# Thread: Sketching a curve. Not sure where does this transformation comes from

1. ## Sketching a curve. Not sure where does this transformation comes from

Not sure where last two equasions comes from. Question is rewritten from a book preparing to A-levels. Thanks for help in advance.

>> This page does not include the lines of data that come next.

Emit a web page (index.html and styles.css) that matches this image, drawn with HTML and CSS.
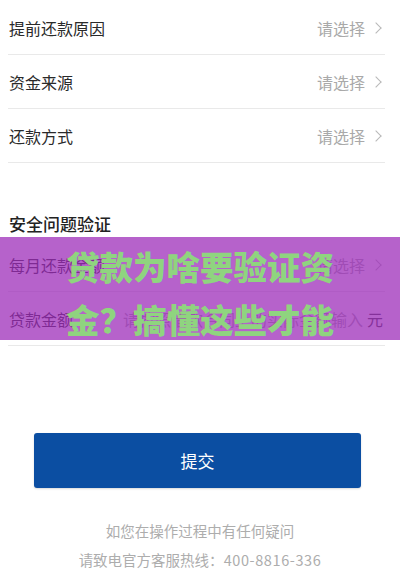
FILE: index.html
```html
<!DOCTYPE html>
<html lang="zh-CN">
<head>
<meta charset="utf-8">
<title>提前还款</title>
<link rel="stylesheet" href="styles.css">
</head>
<body>
<div class="page">
  <ul class="form-list top">
    <li class="row"><span class="label">提前还款原因</span><span class="value">请选择<i class="chev"></i></span></li>
    <li class="row"><span class="label">资金来源</span><span class="value">请选择<i class="chev"></i></span></li>
    <li class="row"><span class="label">还款方式</span><span class="value">请选择<i class="chev"></i></span></li>
  </ul>

  <h2 class="section-title">安全问题验证</h2>

  <ul class="form-list">
    <li class="row"><span class="label">每月还款金额</span><span class="value">请选择<i class="chev"></i></span></li>
    <li class="row"><span class="label">贷款金额</span><span class="value">请按照借款合同上的实际金额输入<span class="unit">元</span></span></li>
  </ul>

  <div class="actions">
    <button class="submit" type="button">提交</button>
  </div>

  <div class="help">
    <p>如您在操作过程中有任何疑问</p>
    <p>请致电官方客服热线：<span class="tel">400-8816-336</span></p>
  </div>

  <div class="banner">
    <p>贷款为啥要验证资<br>金？搞懂这些才能</p>
  </div>
</div>
</body>
</html>
```

FILE: styles.css
```css
* { box-sizing: border-box; }

html, body {
  margin: 0;
  padding: 0;
  background: #fff;
}

body {
  font-family: "Noto Sans CJK SC", "Noto Sans", "Liberation Sans", sans-serif;
  color: #333;
}

.page {
  position: relative;
  width: 400px;
  height: 579px;
  overflow: hidden;
  padding-top: 1px;
}

.form-list {
  list-style: none;
  margin: 0 15px 0 8px;
  padding: 0;
}

.row {
  height: 54px;
  display: flex;
  align-items: center;
  justify-content: space-between;
  border-bottom: 1px solid #e9e9e9;
  padding: 0 2px 0 1px;
  font-size: 16px;
}

.label {
  color: #2a2a2a;
}

.value {
  display: flex;
  align-items: center;
  color: #a9a9a9;
}

.chev {
  display: inline-block;
  width: 8px;
  height: 8px;
  border-top: 1.3px solid #b8b8b8;
  border-right: 1.3px solid #b8b8b8;
  transform: rotate(45deg);
  margin: 0 3px 0 7px;
}

.unit {
  color: #444;
  margin-left: 4px;
}

.section-title {
  margin: 0;
  padding: 48px 0 0 9px;
  height: 75px;
  font-size: 17px;
  font-weight: 500;
  color: #222;
  line-height: 25px;
}

.actions {
  display: flex;
  justify-content: center;
  padding: 87px 0 0 0;
}

.submit {
  width: 327px;
  height: 55px;
  margin-left: -5px;
  border: 0;
  border-radius: 3px;
  background: #0b4ea2;
  color: #fff;
  font-family: inherit;
  font-size: 17px;
  box-shadow: 0 1px 2px rgba(0, 0, 0, 0.15);
}

.help {
  padding-top: 28px;
  text-align: center;
  color: #adadad;
  font-size: 14.5px;
  line-height: 29px;
}

.help p {
  margin: 0;
}

.tel {
  letter-spacing: 0.6px;
}

/* promo banner laid over the form */
.banner {
  position: absolute;
  left: 0;
  top: 237px;
  width: 400px;
  height: 103px;
  background: rgba(156, 43, 185, 0.74);
  display: flex;
  align-items: center;
  justify-content: center;
}

.banner p {
  margin: 6px 0 0 0;
  color: #8fd47f;
  font-size: 33.5px;
  font-weight: 900;
  line-height: 53px;
  text-align: left;
  letter-spacing: 0;
}
```
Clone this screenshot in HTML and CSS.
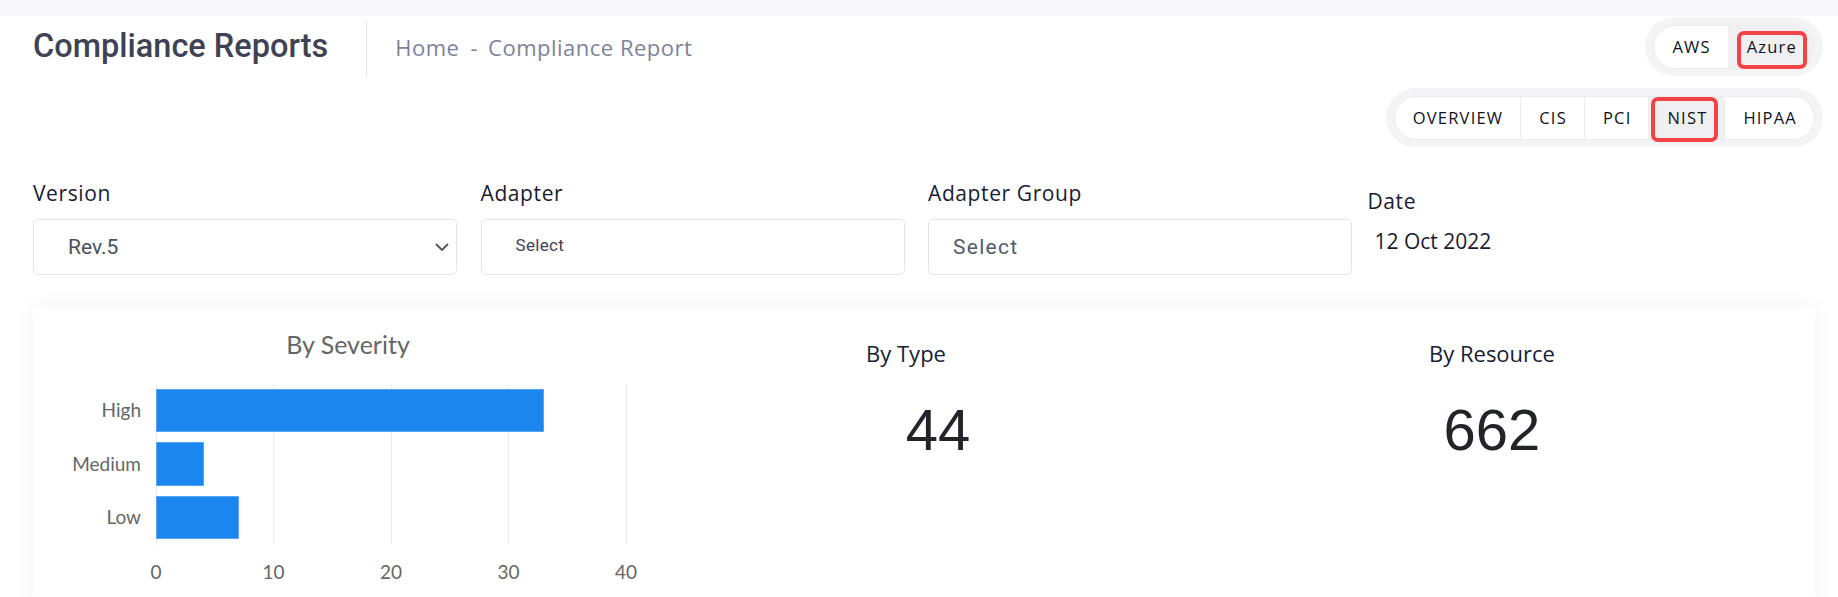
FILE: index.html
```html
<!DOCTYPE html>
<html lang="en">
<head>
  <meta charset="UTF-8" />
  <title>Compliance Reports</title>
  <link rel="stylesheet" href="styles.css">
</head>
<body>
  <div class="topbar"></div>
  <div class="page">
    <header class="head">
      <div class="head-left">
        <h1 class="title">Compliance Reports</h1>
        <div class="crumbs"><span>Home</span><span class="dash">-</span><span>Compliance Report</span></div>
      </div>
      <div class="head-right">
        <div class="pill-wrap">
          <div class="pills">
            <div class="pill">AWS</div>
            <div class="pill active mark-cloud">Azure</div>
          </div>
        </div>
        <div class="pill-wrap">
          <div class="pills">
            <div class="pill">OVERVIEW</div>
            <div class="pill">CIS</div>
            <div class="pill">PCI</div>
            <div class="pill active mark-std">NIST</div>
            <div class="pill">HIPAA</div>
          </div>
        </div>
      </div>
    </header>

    <section class="filters">
      <div class="field">
        <label>Version</label>
        <div class="box select-box">
          <span class="rev">Rev.5</span>
          <svg class="chev" width="14" height="8" viewBox="0 0 14 8"><path d="M1 1l6 6 6-6" fill="none" stroke="#555" stroke-width="1.8"/></svg>
        </div>
      </div>
      <div class="field">
        <label>Adapter</label>
        <div class="box"><span class="ph-small">Select</span></div>
      </div>
      <div class="field">
        <label>Adapter Group</label>
        <div class="box"><span class="ph-big">Select</span></div>
      </div>
      <div class="field date">
        <label>Date</label>
        <div class="date-val">12 Oct 2022</div>
      </div>
    </section>

    <section class="card">
      <div class="chart-col">
        <svg class="chart" width="610" height="290" viewBox="0 0 610 290">
          <text x="315" y="47" class="ch-title" text-anchor="middle">By Severity</text>
          <g stroke="#ececec" stroke-width="1">
            <line x1="123.5" y1="77" x2="123.5" y2="238"/>
            <line x1="240.5" y1="77" x2="240.5" y2="237"/>
            <line x1="358.5" y1="77" x2="358.5" y2="237"/>
            <line x1="475.5" y1="77" x2="475.5" y2="237"/>
            <line x1="593.5" y1="77" x2="593.5" y2="237"/>
          </g>
          <g fill="#1b87ee" stroke="#56a6f2" stroke-width="1">
            <rect x="123.5" y="82.5" width="387" height="42"/>
            <rect x="123.5" y="135.5" width="47" height="43"/>
            <rect x="123.5" y="189.5" width="82" height="42"/>
          </g>
          <g class="ch-label" text-anchor="end">
            <text x="108" y="110">High</text>
            <text x="108" y="163.5">Medium</text>
            <text x="108" y="217">Low</text>
          </g>
          <g class="ch-label" text-anchor="middle">
            <text x="123" y="272">0</text>
            <text x="240.5" y="272">10</text>
            <text x="358" y="272">20</text>
            <text x="475.5" y="272">30</text>
            <text x="593" y="272">40</text>
          </g>
        </svg>
      </div>
      <div class="stat">
        <div class="stat-title">By Type</div>
        <div class="stat-num shift">44</div>
      </div>
      <div class="stat">
        <div class="stat-title">By Resource</div>
        <div class="stat-num">662</div>
      </div>
    </section>
  </div>
</body>
</html>
```

FILE: styles.css
```css
body {
  margin: 0;
  background: #fff;
  font-family: 'Open Sans', sans-serif;
  color: #181c32;
  overflow: hidden;
}
.topbar {
  height: 16px;
  background: #f8f8fb;
}
.page {
  padding: 1px 15px 0 33px;
}

/* header */
.head {
  display: flex;
  justify-content: space-between;
  align-items: flex-start;
}
.head-left {
  display: flex;
  align-items: center;
  height: 60px;
}
.title {
  margin: 2px 0 0 0;
  padding: 0 38px 5px 0;
  height: 52px;
  line-height: 52px;
  border-right: 1px solid #e4e6ef;
  font-family: Roboto, sans-serif;
  font-weight: 500;
  font-size: 32.5px;
  color: #3f4254;
}
.crumbs {
  margin-left: 28px;
  font-size: 22px;
  letter-spacing: 0.5px;
  color: #7e8299;
}
.crumbs .dash {
  margin: 0 10px 0 11px;
}
.head-right {
  display: flex;
  flex-direction: column;
  align-items: flex-end;
  gap: 12px;
}
.pill-wrap {
  background: #f4f4f7;
  border-radius: 30px;
  padding: 8px 8px 7px 8px;
}
.pills {
  display: flex;
  height: 44px;
  box-sizing: border-box;
  background: #fff;
  border: 1px solid #ebebef;
  border-radius: 22px;
}
.pill {
  position: relative;
  padding: 0 17px 0 18px;
  line-height: 42px;
  font-size: 16.5px;
  letter-spacing: 1.2px;
  border-left: 1px solid #ececf0;
  color: #101221;
}
.pill:first-child {
  border-left: 0;
  border-radius: 22px 0 0 22px;
}
.pill:last-child {
  border-radius: 0 22px 22px 0;
}
.pill.active {
  background: #f0f0f2;
}
.mark-cloud::after,
.mark-std::after {
  content: "";
  position: absolute;
  border: 4px solid #f44346;
  border-radius: 7px;
}
.mark-cloud::after {
  left: 8px;
  right: 7px;
  top: 5px;
  bottom: -1px;
}
.mark-std::after {
  left: 2px;
  right: 6px;
  top: 0;
  bottom: -3px;
}

/* filters */
.filters {
  display: grid;
  grid-template-columns: 424px 424px 424px auto;
  column-gap: 23.5px;
  margin-top: 34px;
}
.field label {
  display: block;
  font-size: 21px;
  font-weight: 500;
  line-height: 24px;
  letter-spacing: 0.6px;
  margin-bottom: 14px;
}
.box {
  height: 56px;
  box-sizing: border-box;
  border: 1px solid #e4e6ef;
  border-radius: 5px;
  display: flex;
  align-items: center;
}
.select-box {
  justify-content: space-between;
  padding: 0 7px 0 34px;
}
.rev {
  font-family: Roboto, sans-serif;
  font-size: 21px;
  color: #4b4f5c;
}
.ph-small {
  font-family: Roboto, sans-serif;
  font-size: 17px;
  letter-spacing: 0.3px;
  color: #3f4254;
  padding: 0 0 4px 34px;
}
.ph-big {
  font-family: Roboto, sans-serif;
  font-size: 21px;
  letter-spacing: 1.3px;
  color: #555a66;
  padding-left: 24px;
}
.date {
  margin-left: -8px;
  padding-top: 8px;
}
.date-val {
  font-size: 21px;
  font-weight: 500;
  line-height: 24px;
  margin-top: 16px;
  padding-left: 7px;
}

/* summary card */
.card {
  display: grid;
  grid-template-columns: 580px 586px 586px;
  margin: 32px 8px 0 0;
  height: 300px;
  background: #fff;
  border-radius: 4px;
  box-shadow: 0 0 20px 0 rgba(76, 87, 125, 0.07);
}
.chart {
  display: block;
  overflow: visible;
}
.ch-title {
  font-family: Lato, sans-serif;
  font-size: 25px;
  fill: #666;
}
.ch-label {
  font-family: Lato, sans-serif;
  font-size: 19px;
  fill: #666;
}
.stat {
  text-align: center;
  padding-top: 34px;
}
.stat-title {
  font-size: 22px;
  line-height: 24px;
}
.stat-num {
  font-family: 'Liberation Sans', Arial, sans-serif;
  font-size: 58px;
  line-height: 58px;
  margin-top: 36px;
  color: #212529;
}
.stat-num.shift {
  padding-left: 64px;
}
```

Sketch the curve given by y=(3x+3)/(x(3-x)) ***(1)***

"Range of values of y":

from (1): 3xy - (x^2)y = 3x +3 ***(2)***

from (2): (x^2)y + 3x(1-y)+3=0 ***(3)***

so for y=0 => 3x+3=0 => x=-1

Now for y!=-1 this is a quadratic in x.

Thus, for real x,

[3(1-y)]^2 - 4y(3)>= 0
i.e. (3y-1)(y-3) >= 0

...question continues with sketching the curve and is easy apart from last two lines.

Kind regards,

2. ## Re: Sketching a curve. Not sure where does this transformation comes from

Not sure where last two equasions comes from.
The last two equations come from the discriminant of the quadratic formula, $b^2-4ac$

from (2): (x^2)y + 3x(1-y)+3=0
$a = y$

$b = 3(1-y)$

$c = 3$

$b^2 - 4ac = [3(1-y)]^2 - 4(y)(3)$

3. ## Re: Sketching a curve. Not sure where does this transformation comes from

A few things.
The restriction on the domain of x is x != 0,3 so when you say "Thus, for real x" this isn't true.

Second, when you say y != -1 this is a quadratic in x, it's also a quadratic in x when y = -1, namely -x^2 + 6x + 3 = 0 which has no real roots.
It is a quadratic for all values y except for y=0, if the definition of quadratic is that the highest degree with a non-zero coefficient is 2.

The last two lines refer to the determinant of quadratic (3). ie. D = b^2 - 4ac, where a is the coefficient of x^2, b is the coefficient of x, and c is the constant. If D >= 0 this means the quadratic has real roots. (If 0, repeated real roots)
a = y, the coefficient of x^2
b = 3(1-y), the coefficient of x
c = 3

edited because tex tags didn't format.